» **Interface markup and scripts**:
:::::

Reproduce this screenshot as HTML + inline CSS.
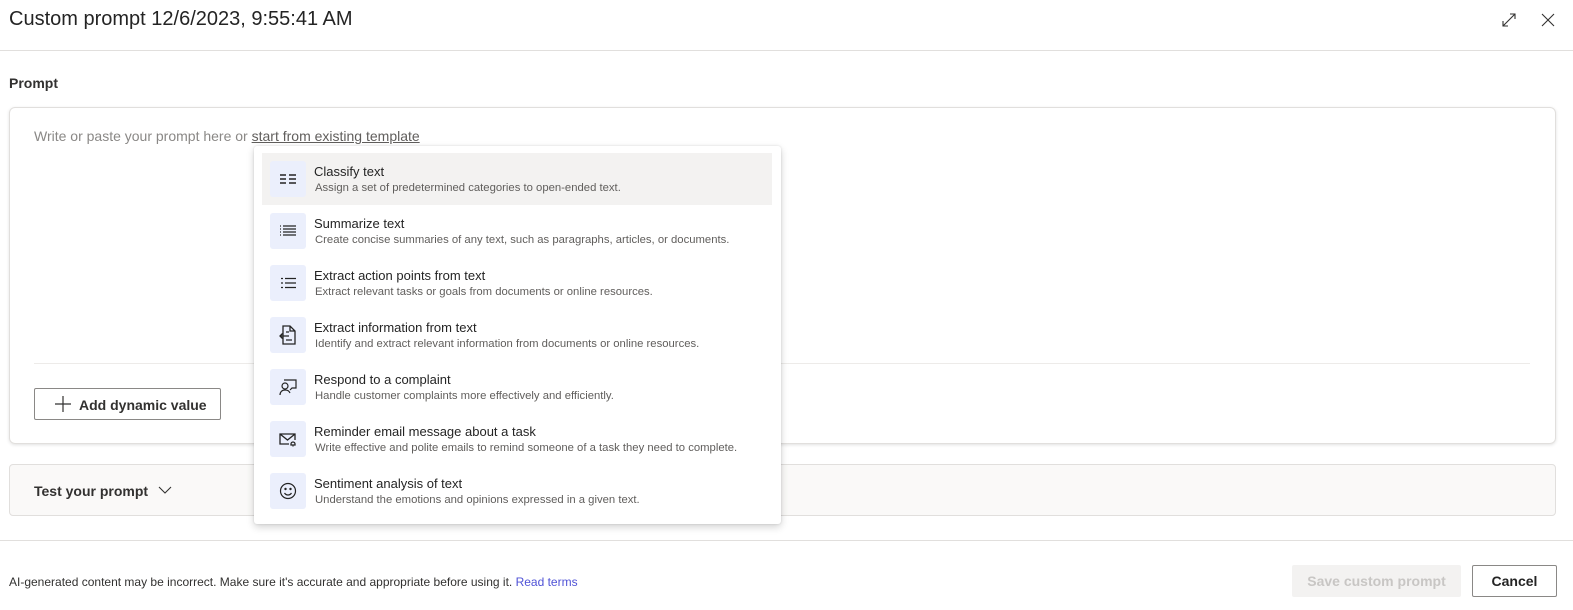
<!DOCTYPE html>
<html><head><style>
*{box-sizing:border-box;margin:0;padding:0}
body{width:1573px;height:610px;overflow:hidden;background:#fff;font-family:"Liberation Sans",sans-serif;color:#323130;position:relative}
.abs{position:absolute}
.title{left:9px;top:8px;font-size:20px;color:#242424}
.hr{height:1px;background:#e1dfdd}
.item{position:absolute;left:262px;width:510px;height:52px}
.item.h{background:#f3f2f1}
.ic{position:absolute;left:8px;top:8px;width:36px;height:36px;background:#ebeffc;border-radius:3px;display:flex;align-items:center;justify-content:center}
.t1{position:absolute;left:52px;top:11px;font-size:13px;color:#242424}
.t2{position:absolute;left:53px;top:29px;font-size:11.3px;color:#605e5c}
</style></head><body>
<div class="abs title">Custom prompt 12/6/2023, 9:55:41 AM</div>
<svg class="abs" style="left:1500px;top:11px" width="18" height="18" viewBox="0 0 18 18" fill="none" stroke="#323130" stroke-width="1.1"><path d="M3 15L15 3M10 3h5v5M3 10v5h5"/></svg>
<svg class="abs" style="left:1540px;top:12px" width="16" height="16" viewBox="0 0 16 16" stroke="#323130" stroke-width="1.1"><path d="M2 2L14 14M14 2L2 14"/></svg>
<div class="abs hr" style="left:0;top:50px;width:1573px"></div>
<div class="abs" style="left:9px;top:75px;font-size:14px;font-weight:bold;color:#323130">Prompt</div>
<div class="abs" style="left:9px;top:107px;width:1547px;height:337px;border:1px solid #e1dfdd;border-radius:6px;box-shadow:0 1px 3px rgba(0,0,0,.12)"></div>
<div class="abs" style="left:34px;top:128px;font-size:14px;color:#8a8886">Write or paste your prompt here or <span style="color:#605e5c;text-decoration:underline">start from existing template</span></div>
<div class="abs hr" style="left:34px;top:363px;width:1496px;background:#edebe9"></div>
<div class="abs" style="left:34px;top:388px;width:187px;height:32px;border:1px solid #8a8886;border-radius:2px;font-size:14px;font-weight:bold;padding:8px 0 0 44px">Add dynamic value</div>
<svg class="abs" style="left:54px;top:395px" width="18" height="18" viewBox="0 0 18 18" stroke="#323130" stroke-width="1.2"><path d="M9 1v16M1 9h16"/></svg>
<div class="abs" style="left:9px;top:464px;width:1547px;height:52px;border:1px solid #e1dfdd;border-radius:4px;background:#faf9f8"></div>
<div class="abs" style="left:34px;top:483px;font-size:14px;font-weight:bold">Test your prompt</div>
<svg class="abs" style="left:158px;top:485px" width="14" height="10" viewBox="0 0 14 10" fill="none" stroke="#323130" stroke-width="1.1"><path d="M1 2l6 6 6-6"/></svg>
<div class="abs hr" style="left:0;top:540px;width:1573px"></div>
<div class="abs" style="left:9px;top:575px;font-size:12px;color:#323130">AI-generated content may be incorrect. Make sure it's accurate and appropriate before using it. <span style="color:#4f52d6">Read terms</span></div>
<div class="abs" style="left:1292px;top:565px;width:169px;height:32px;background:#f3f2f1;border-radius:2px;color:#c8c6c4;font-size:14px;font-weight:bold;text-align:center;line-height:32px">Save custom prompt</div>
<div class="abs" style="left:1472px;top:565px;width:85px;height:32px;border:1px solid #8a8886;border-radius:2px;font-size:14px;font-weight:bold;text-align:center;line-height:30px;color:#242424">Cancel</div>

<div class="abs" style="left:254px;top:146px;width:527px;height:378px;background:#fff;border-radius:3px;box-shadow:0 3px 8px rgba(0,0,0,.18),0 0 2px rgba(0,0,0,.12)"></div>
<div class="item h" style="top:153px"><div class="ic"><svg width="18" height="16" viewBox="0 0 18 16" stroke="#242424" stroke-width="1.4"><path d="M1 4h6M1 8h6M1 12h6M10 4h7M10 8h7M10 12h7"/></svg></div><div class="t1">Classify text</div><div class="t2">Assign a set of predetermined categories to open-ended text.</div></div>
<div class="item" style="top:205px"><div class="ic"><svg width="18" height="16" viewBox="0 0 18 16" stroke="#242424" stroke-width="1.3"><path d="M1 3h1M1 6h1M1 9h1M1 12h1M4 3h13M4 6h13M4 9h13M4 12h13"/></svg></div><div class="t1">Summarize text</div><div class="t2">Create concise summaries of any text, such as paragraphs, articles, or documents.</div></div>
<div class="item" style="top:257px"><div class="ic"><svg width="18" height="16" viewBox="0 0 18 16" stroke="#242424" stroke-width="1.3"><path d="M2 3.5h2M2 8h2M2 12.5h2M6 3.5h11M6 8h11M6 12.5h11"/></svg></div><div class="t1">Extract action points from text</div><div class="t2">Extract relevant tasks or goals from documents or online resources.</div></div>
<div class="item" style="top:309px"><div class="ic"><svg width="18" height="20" viewBox="0 0 18 20" fill="none" stroke="#242424" stroke-width="1.3"><path d="M4 1h7l5 5v13H4zM11 1v5h5M1 11h9M3.5 8.5L1 11l2.5 2.5M7 15h6M7 7h3"/></svg></div><div class="t1">Extract information from text</div><div class="t2">Identify and extract relevant information from documents or online resources.</div></div>
<div class="item" style="top:361px"><div class="ic"><svg width="18" height="18" viewBox="0 0 18 18" fill="none" stroke="#242424" stroke-width="1.2"><path d="M5 2h12v8h-4l-2 2"/><circle cx="6" cy="8" r="3"/><path d="M1 17c0-3 2-5 5-5s4 1 5 3"/></svg></div><div class="t1">Respond to a complaint</div><div class="t2">Handle customer complaints more effectively and efficiently.</div></div>
<div class="item" style="top:413px"><div class="ic"><svg width="18" height="16" viewBox="0 0 18 16" fill="none" stroke="#242424" stroke-width="1.3"><path d="M10 13H1V3h15v6M1 3l7.5 6L16 3"/><path d="M12 13a2 2 0 014 0v1h-4zM13.5 15h1"/></svg></div><div class="t1">Reminder email message about a task</div><div class="t2">Write effective and polite emails to remind someone of a task they need to complete.</div></div>
<div class="item" style="top:465px"><div class="ic"><svg width="18" height="18" viewBox="0 0 18 18" fill="none" stroke="#242424" stroke-width="1.2"><circle cx="9" cy="9" r="7.5"/><path d="M5.5 11c1 1.5 2 2 3.5 2s2.5-.5 3.5-2"/><circle cx="6.5" cy="7" r=".6" fill="#242424"/><circle cx="11.5" cy="7" r=".6" fill="#242424"/></svg></div><div class="t1">Sentiment analysis of text</div><div class="t2">Understand the emotions and opinions expressed in a given text.</div></div>
</body></html>
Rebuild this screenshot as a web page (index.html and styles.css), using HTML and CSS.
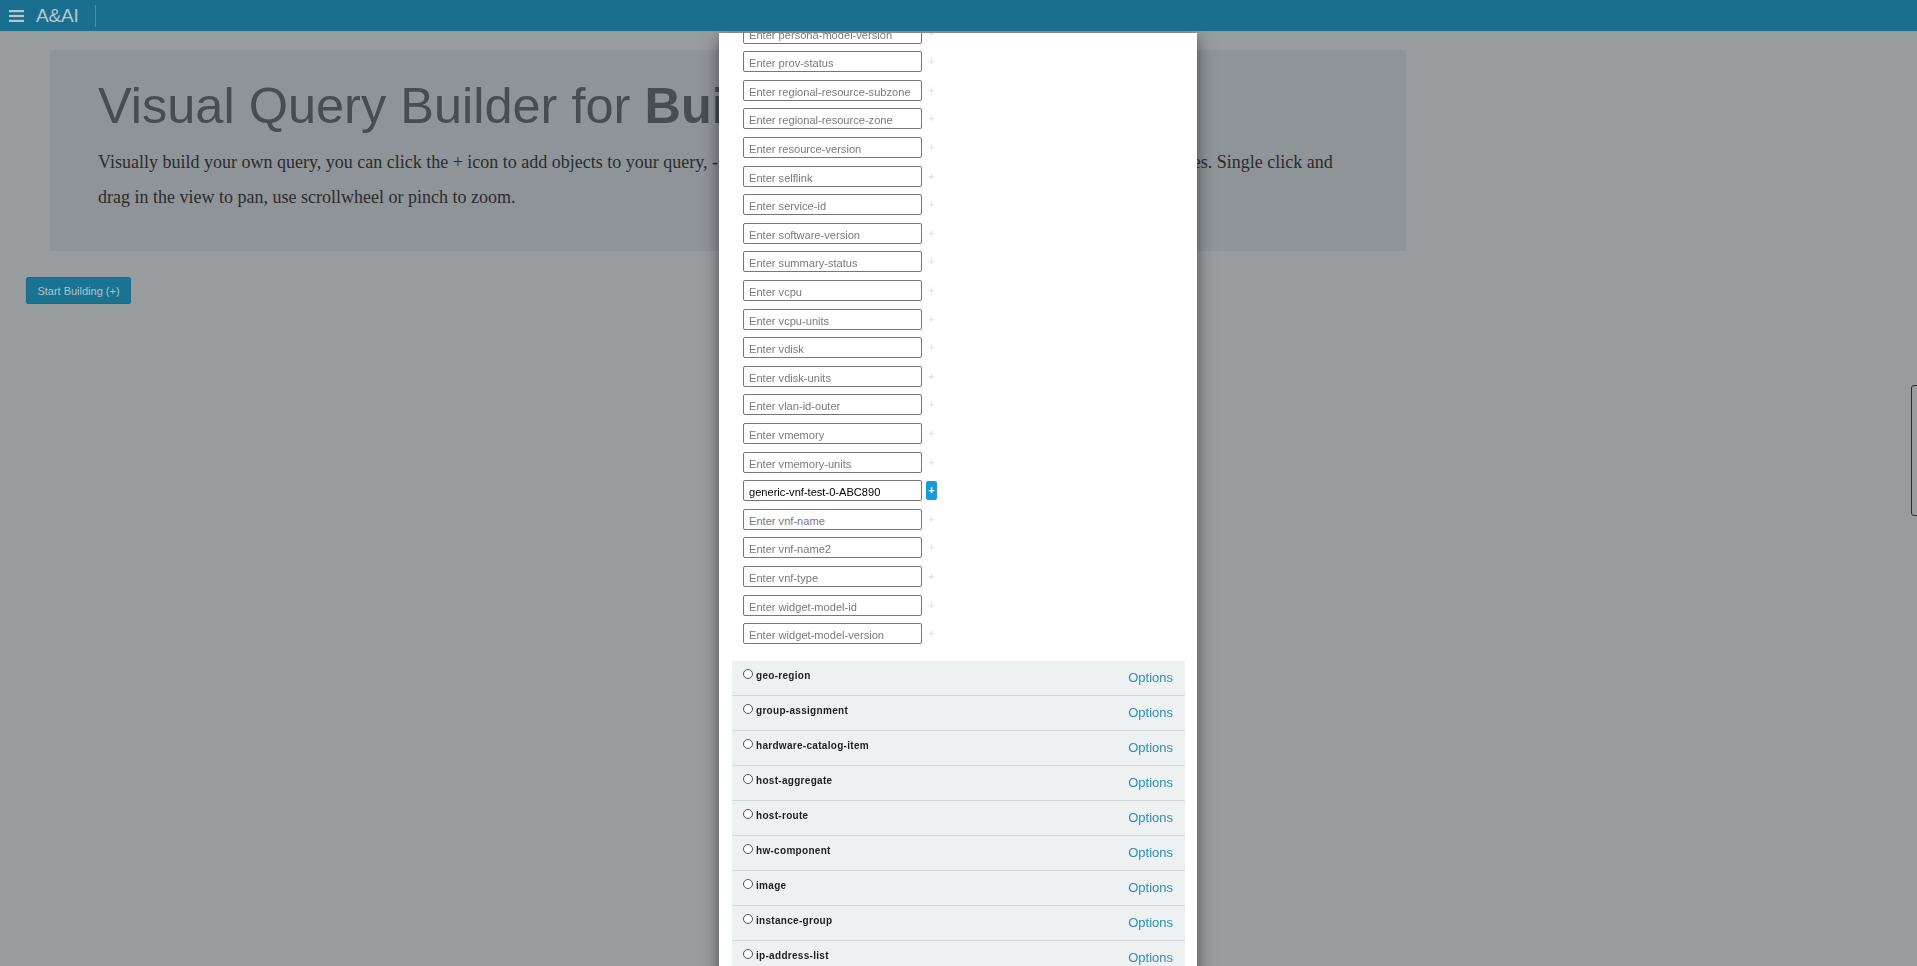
FILE: index.html
```html
<!DOCTYPE html>
<html lang="en">
<head>
<meta charset="utf-8">
<title>A&amp;AI - Visual Query Builder</title>
<link rel="stylesheet" href="styles.css">
</head>
<body>
<header class="topbar">
  <span class="menu-icon">
    <svg width="15" height="12" viewBox="0 0 15 12"><rect x="0" y="0" width="15" height="2.2" fill="#b7c7cd"/><rect x="0" y="4.9" width="15" height="2.2" fill="#b7c7cd"/><rect x="0" y="9.8" width="15" height="2.2" fill="#b7c7cd"/></svg>
  </span>
  <span class="brand">A&amp;AI</span>
  <span class="brand-sep"></span>
</header>

<main class="page">
  <section class="jumbotron">
    <h1 class="title">Visual Query Builder for <b>Building</b></h1>
    <p class="lead">Visually build your own query, you can click the + icon to add objects to your query, - icon to remove objects from your query, or the icon to set attributes. Single click and drag in the view to pan, use scrollwheel or pinch to zoom.</p>
  </section>
  <button class="start-btn" type="button">Start Building (+)</button>
</main>

<div class="side-tab"></div>

<div class="modal">
  <div class="modal-body">
    <div class="attr-list">
      <div class="attr-row"><input class="attr-input" placeholder="Enter persona-model-version"><span class="add-btn">+</span></div>
      <div class="attr-row"><input class="attr-input" placeholder="Enter prov-status"><span class="add-btn">+</span></div>
      <div class="attr-row"><input class="attr-input" placeholder="Enter regional-resource-subzone"><span class="add-btn">+</span></div>
      <div class="attr-row"><input class="attr-input" placeholder="Enter regional-resource-zone"><span class="add-btn">+</span></div>
      <div class="attr-row"><input class="attr-input" placeholder="Enter resource-version"><span class="add-btn">+</span></div>
      <div class="attr-row"><input class="attr-input" placeholder="Enter selflink"><span class="add-btn">+</span></div>
      <div class="attr-row"><input class="attr-input" placeholder="Enter service-id"><span class="add-btn">+</span></div>
      <div class="attr-row"><input class="attr-input" placeholder="Enter software-version"><span class="add-btn">+</span></div>
      <div class="attr-row"><input class="attr-input" placeholder="Enter summary-status"><span class="add-btn">+</span></div>
      <div class="attr-row"><input class="attr-input" placeholder="Enter vcpu"><span class="add-btn">+</span></div>
      <div class="attr-row"><input class="attr-input" placeholder="Enter vcpu-units"><span class="add-btn">+</span></div>
      <div class="attr-row"><input class="attr-input" placeholder="Enter vdisk"><span class="add-btn">+</span></div>
      <div class="attr-row"><input class="attr-input" placeholder="Enter vdisk-units"><span class="add-btn">+</span></div>
      <div class="attr-row"><input class="attr-input" placeholder="Enter vlan-id-outer"><span class="add-btn">+</span></div>
      <div class="attr-row"><input class="attr-input" placeholder="Enter vmemory"><span class="add-btn">+</span></div>
      <div class="attr-row"><input class="attr-input" placeholder="Enter vmemory-units"><span class="add-btn">+</span></div>
      <div class="attr-row"><input class="attr-input" placeholder="Enter vnf-id" value="generic-vnf-test-0-ABC890"><span class="add-btn active">+</span></div>
      <div class="attr-row"><input class="attr-input" placeholder="Enter vnf-name"><span class="add-btn">+</span></div>
      <div class="attr-row"><input class="attr-input" placeholder="Enter vnf-name2"><span class="add-btn">+</span></div>
      <div class="attr-row"><input class="attr-input" placeholder="Enter vnf-type"><span class="add-btn">+</span></div>
      <div class="attr-row"><input class="attr-input" placeholder="Enter widget-model-id"><span class="add-btn">+</span></div>
      <div class="attr-row"><input class="attr-input" placeholder="Enter widget-model-version"><span class="add-btn">+</span></div>
    </div>

    <ul class="obj-list">
      <li class="obj-row"><span class="obj-name"><span class="radio"></span>geo-region</span><a class="options">Options</a></li>
      <li class="obj-row"><span class="obj-name"><span class="radio"></span>group-assignment</span><a class="options">Options</a></li>
      <li class="obj-row"><span class="obj-name"><span class="radio"></span>hardware-catalog-item</span><a class="options">Options</a></li>
      <li class="obj-row"><span class="obj-name"><span class="radio"></span>host-aggregate</span><a class="options">Options</a></li>
      <li class="obj-row"><span class="obj-name"><span class="radio"></span>host-route</span><a class="options">Options</a></li>
      <li class="obj-row"><span class="obj-name"><span class="radio"></span>hw-component</span><a class="options">Options</a></li>
      <li class="obj-row"><span class="obj-name"><span class="radio"></span>image</span><a class="options">Options</a></li>
      <li class="obj-row"><span class="obj-name"><span class="radio"></span>instance-group</span><a class="options">Options</a></li>
      <li class="obj-row"><span class="obj-name"><span class="radio"></span>ip-address-list</span><a class="options">Options</a></li>
      <li class="obj-row"><span class="obj-name"><span class="radio"></span>l3-network</span><a class="options">Options</a></li>
    </ul>
  </div>
</div>
</body>
</html>
```

FILE: styles.css
```css
html, body {
  margin: 0;
  padding: 0;
  height: 100%;
  overflow: hidden;
}
body {
  background: #999c9f;
  font-family: "Liberation Sans", Arial, sans-serif;
}

.topbar {
  position: relative;
  z-index: 20;
  height: 31px;
  background: #1b6f8e;
  display: flex;
  align-items: center;
  box-sizing: border-box;
}
.menu-icon {
  display: flex;
  margin-left: 9px;
  margin-top: 1px;
}
.brand {
  margin-left: 12px;
  font-size: 19px;
  line-height: 22px;
  color: #b7c7cd;
  letter-spacing: -0.2px;
}
.brand-sep {
  margin-left: 16px;
  width: 1px;
  height: 22px;
  background: #4f8ea6;
  margin-top: 1px;
}

.page {
  padding-top: 19px;
}
.jumbotron {
  margin: 0 511px 0 50px;
  height: 201px;
  box-sizing: border-box;
  padding: 26px 48px 0 48px;
  background: #8f9498;
}
.title {
  margin: 0 0 9px 0;
  font-family: "Liberation Sans", Arial, sans-serif;
  font-size: 50.5px;
  line-height: 60px;
  font-weight: normal;
  color: #474d52;
  white-space: nowrap;
}
.title b {
  font-weight: bold;
}
.lead {
  margin: 0;
  font-family: "Liberation Serif", "Times New Roman", serif;
  font-size: 18px;
  line-height: 34.5px;
  color: #2a2c2e;
}

.start-btn {
  display: block;
  margin: 26px 0 0 26px;
  width: 105px;
  height: 27px;
  padding: 0;
  border: 1px solid #186a87;
  border-radius: 2px;
  background: #1a7391;
  color: #aec3cb;
  font-family: "Liberation Sans", Arial, sans-serif;
  font-size: 11px;
}

.side-tab {
  position: fixed;
  top: 385px;
  left: 1911px;
  width: 14px;
  height: 129px;
  border: 1px solid #2b2d2f;
  border-radius: 3px;
}

.modal {
  position: fixed;
  z-index: 10;
  left: 719px;
  top: 33px;
  width: 478px;
  bottom: -40px;
  background: #ffffff;
  box-shadow: 0 5px 15px rgba(0, 0, 0, 0.5);
  overflow: hidden;
}
.modal-body {
  padding: 0 12px 0 13px;
}
.attr-list {
  margin-top: -10.3px;
  padding-left: 11px;
}
.attr-row {
  display: flex;
  align-items: center;
  height: 21px;
  margin-bottom: 7.6px;
}
.attr-input {
  box-sizing: border-box;
  width: 179px;
  height: 21px;
  margin: 0;
  padding: 3px 5px 0 5px;
  border: 1px solid #767676;
  border-radius: 2px;
  font-family: "Liberation Sans", Arial, sans-serif;
  font-size: 11.1px;
  color: #000;
  background: #fff;
  outline: none;
}
.attr-input::placeholder {
  color: #7a7a7a;
}
.add-btn {
  margin-left: 4px;
  width: 11px;
  height: 19px;
  border-radius: 2px;
  display: flex;
  align-items: center;
  justify-content: center;
  font-size: 10px;
  font-weight: bold;
  color: #e4e4e4;
}
.add-btn.active {
  background: #1a9bd9;
  color: #ffffff;
}

.obj-list {
  list-style: none;
  margin: 16.7px 0 0 0;
  padding: 0;
}
.obj-row {
  display: flex;
  justify-content: space-between;
  align-items: flex-start;
  height: 34px;
  box-sizing: content-box;
  padding: 0 12px 0 11px;
  background: #eef1f2;
  border-bottom: 1px solid #d3d8da;
}
.obj-name {
  display: flex;
  align-items: center;
  margin-top: 9px;
  font-size: 10px;
  line-height: 11px;
  font-weight: bold;
  letter-spacing: 0.3px;
  color: #1e1e1e;
}
.radio {
  box-sizing: border-box;
  width: 10px;
  height: 10px;
  margin-right: 3px;
  margin-top: -2px;
  border: 1px solid #505050;
  border-radius: 50%;
  background: #fff;
}
.options {
  margin-top: 9px;
  font-size: 13px;
  line-height: 15px;
  color: #2b8fb0;
  cursor: pointer;
}
```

:::::

» **WHAT IS REQUIRED**:
Gather and copy every line of the data in which the string "styles" is found.

» **SOLVED EXERCISE**:
Rebuild this screenshot as a web page (index.html and styles.css), using HTML and CSS.
<link rel="stylesheet" href="styles.css">
FILE: styles.css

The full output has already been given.